10. Drink and enjoy!

This really isn’t all that difficult, and becomes much more easy as you get used to the process.

I’ll tell you what, (from experience), coming in from a session of raking leaves or shoveling snow and being served a good cup of this brew can be a most welcome seasonal treat.

3 Scrooges Winter Ale Griffin Claw Brewing Co. Birmingham

I really, REALLY enjoyed this obviously seasonal offering.

Pouring the Scrooges brings and crisp, clear cooper colored brew with serious deep red overtones.

The head is aggressive and maintains for quite a while.

Taking a deep dedicated whiff, one is rewarded with a wonderful mixture of malted sweetness, quite a bit of spiciness that is to be expected from a beer of this style, and just a subtle hint of citrus.

Scrooges blends well together — the scenting process offers real promise in the stage to come.

And you will not be disappointed.

Scrooges is packed with maltiness and is delicately, (but not shyly!), flavored with the spices and citrus that were noted in the scenting.


This brew is a taste treat with just a touch of bite from the spiciness. Maybe a hint of pepper at the finish?

This could well be classified as a winter warmer although it is only 6.5 percent ABV.

In the tasting and scenting, there was a lot of good, ol’ fashioned holiday spirit!

I could easily see buying more than one can despite the fact that there is always a glut of holiday releases around Christmas and New Years.

Piercing Pills Dogfish Head Brewery Milton, Del.

This Czech-style Pilsener may be just what you need to serve holiday guests who want a lighter beer, but something a little more artistic at the same time.
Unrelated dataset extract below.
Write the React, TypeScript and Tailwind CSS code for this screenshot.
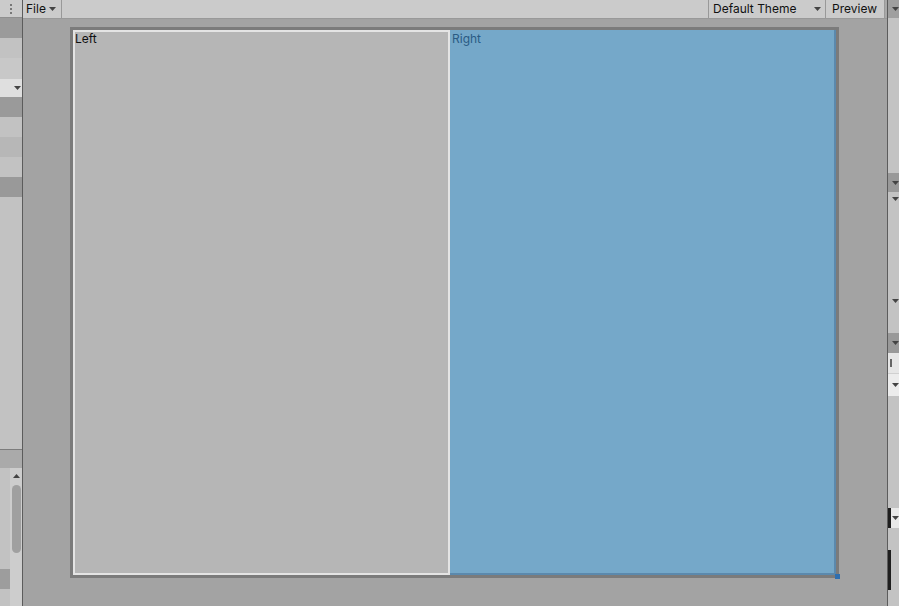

Piercing pours a classic golden yellow with a sparse head of foam and just a hint of lacing.

Don’t expect any surprises in this brew. I suspect I’ll overuse the word “classic” while describing what is really a very good beer.

The scenting reveals a classic Pilsener smell - hints of floral, well-defined hops, just a touch of citrus, (young lemon, or possibly lime.) There is nothing that is going to smack you in the nose, but the brew is refreshing in it’s simplicity.

There is a good blast of hop from the get-go. Then, following, a wash around the mouth one can really feel the gentle maltiness — a touch sweet on the backside.

There is pear juice used in the brewing process. I could feel a hint of the pear, but nothing that interfered with a good, ol’ fashioned “classic.”

Piercing was smooth, crisp and clear, and quite enjoyable in a most round-about way.

I think a lot of beer novices will really enjoy this beer - and veteran tasters as well.

It is to-the-point, and not at all pretentious.